The European Central Bank might be edging closer to unleashing fresh stimulus but strategists say chatter of the euro hitting parity against the dollar is premature.
On Thursday, the ECB downgraded its inflation forecast and left the door open to extend and expand its bond buying program that currently stands at 60 billion euros ($66.7 billion) per month and is due to expire in September 2016.
"We're pretty confident that the ECB will be pressured to add to current easing some time in the fourth quarter," said Nizam Idris, head of strategy, fixed income and currencies at Macquarie. "The question is will they buy more per month or extend the program. I'm of the view they'll do more per month," he said.
Under this scenario, he sees the single currency heading to $1.05 by year-end – or 6 percent below its current level of $1.11.
In order for the euro to hit parity against the U.S. dollar, the ECB would need to simultaneously beef up its monthly bond purchases and extend the duration of its quantitative easing program, said Idris.
This seems unlikely unless there's a significant deterioration in the outlook for emerging market economies and the U.S. Federal Reserve signals reluctance to normalize monetary policy, he noted.
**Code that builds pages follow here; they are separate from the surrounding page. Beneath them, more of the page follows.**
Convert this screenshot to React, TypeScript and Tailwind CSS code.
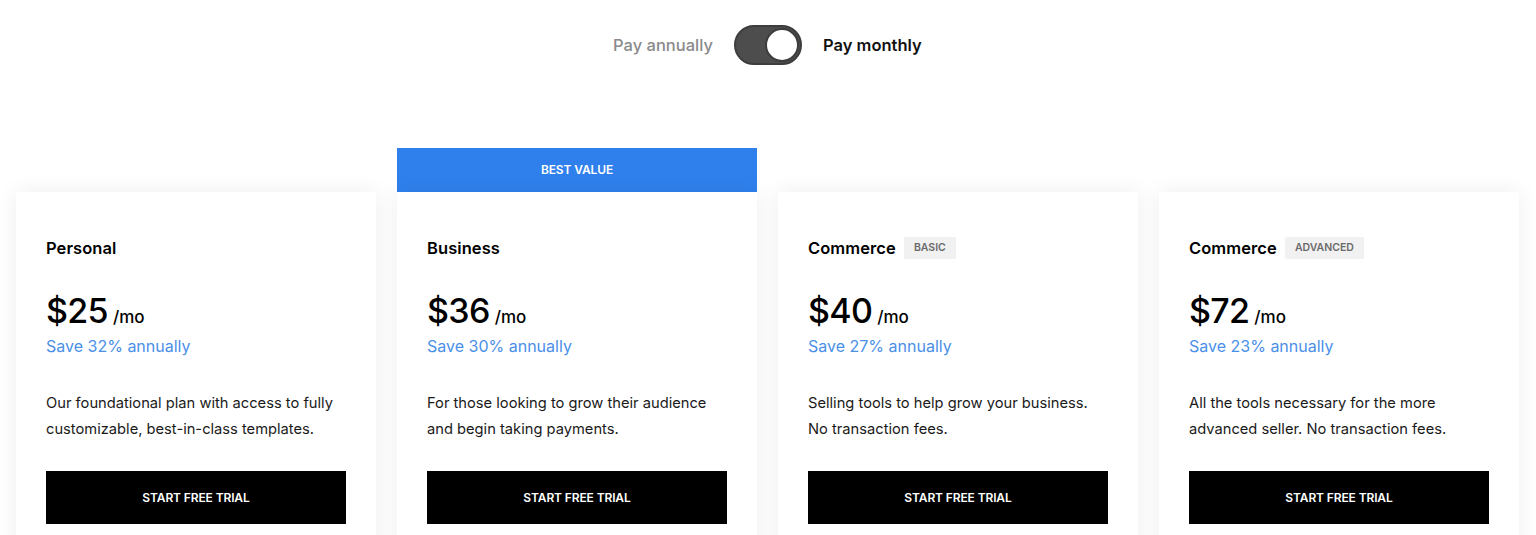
import React from "react";

const plans = [
  { name: "Personal", badge: "", price: "$25", save: "Save 32% annually", desc: ["Our foundational plan with access to fully", "customizable, best-in-class templates."], best: false },
  { name: "Business", badge: "", price: "$36", save: "Save 30% annually", desc: ["For those looking to grow their audience", "and begin taking payments."], best: true },
  { name: "Commerce", badge: "BASIC", price: "$40", save: "Save 27% annually", desc: ["Selling tools to help grow your business.", "No transaction fees."], best: false },
  { name: "Commerce", badge: "ADVANCED", price: "$72", save: "Save 23% annually", desc: ["All the tools necessary for the more", "advanced seller. No transaction fees."], best: false },
];

export default function App() {
  return (
    <div className="w-[1536px] h-[535px] overflow-hidden bg-white text-black" style={{ fontFamily: "Inter, 'Noto Sans', sans-serif" }}>
      <div className="flex items-center justify-center pt-[25px] h-[40px] box-content">
        <span className="text-[16.5px] font-medium text-[#8a8a8a] w-[100px] whitespace-nowrap text-right">Pay annually</span>
        <div className="mx-[21px] w-[68px] h-[40px] rounded-full bg-[#4d4d4d] border-2 border-[#3d3d3d] flex items-center justify-end pr-[1px]">
          <div className="w-[34px] h-[34px] rounded-full bg-white border-2 border-[#3d3d3d]" />
        </div>
        <span className="text-[16.5px] font-semibold text-[#111] w-[100px] whitespace-nowrap">Pay monthly</span>
      </div>
      <div className="mt-[83px] grid grid-cols-4 gap-[21px] px-[16px] pr-[17px]">
        {plans.map((p, i) => (
          <div key={i} className="flex flex-col">
            {p.best ? (
              <div className="h-[44px] bg-[#2f80ed] flex items-center justify-center text-white text-[12px] font-semibold tracking-[-0.01em]">BEST VALUE</div>
            ) : (
              <div className="h-[44px]" />
            )}
            <div className="bg-white shadow-[0_0_22px_rgba(0,0,0,0.07)] pt-[44px] px-[30px] pb-[40px]">
              <div className="h-6 flex items-center gap-[8px]">
                <span className="text-[16.5px] font-semibold tracking-[0.005em]">{p.name}</span>
                {p.badge && (
                  <span className="h-[22px] px-[10px] flex items-center bg-[#f1f1f1] text-[#6b6b6b] text-[10.5px] font-semibold rounded-[2px]">{p.badge}</span>
                )}
              </div>
              <div className="mt-[31px] flex items-baseline h-[40px]">
                <span className="text-[34px] leading-[40px] font-medium tracking-[-0.02em]">{p.price}</span>
                <span className="ml-[5px] text-[17px] font-medium">/mo</span>
              </div>
              <div className="mt-[3px] text-[16px] leading-[24px] text-[#4a8fe8]">{p.save}</div>
              <div className="mt-[32px] text-[14.7px] leading-[26px] text-[#1a1a1a]">
                <div>{p.desc[0]}</div>
                <div>{p.desc[1]}</div>
              </div>
              <button className="mt-[29px] w-full h-[53px] bg-black text-white text-[12px] font-semibold tracking-[-0.01em]">START FREE TRIAL</button>
            </div>
          </div>
        ))}
      </div>
    </div>
  );
}
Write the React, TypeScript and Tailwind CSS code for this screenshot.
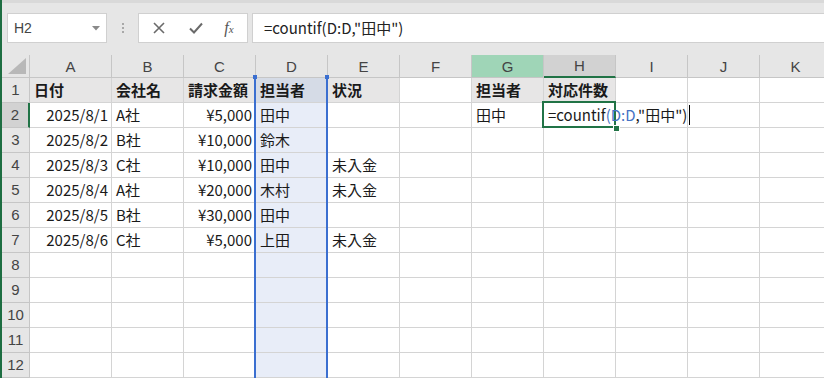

The euro has been on a roller-coaster ride this year, coming under intense pressure in the first half as concerns around Greece's debt situation reached fever pitch only to stage a recovery in August as it enjoyed relative safe-haven status amidst the turmoil in global markets.
On a year-to-date basis, however, it remains down 8 percent against the greenback.
Some strategists expect the euro will hit $1.05 this year even without the ECB stepping on the gas pedal.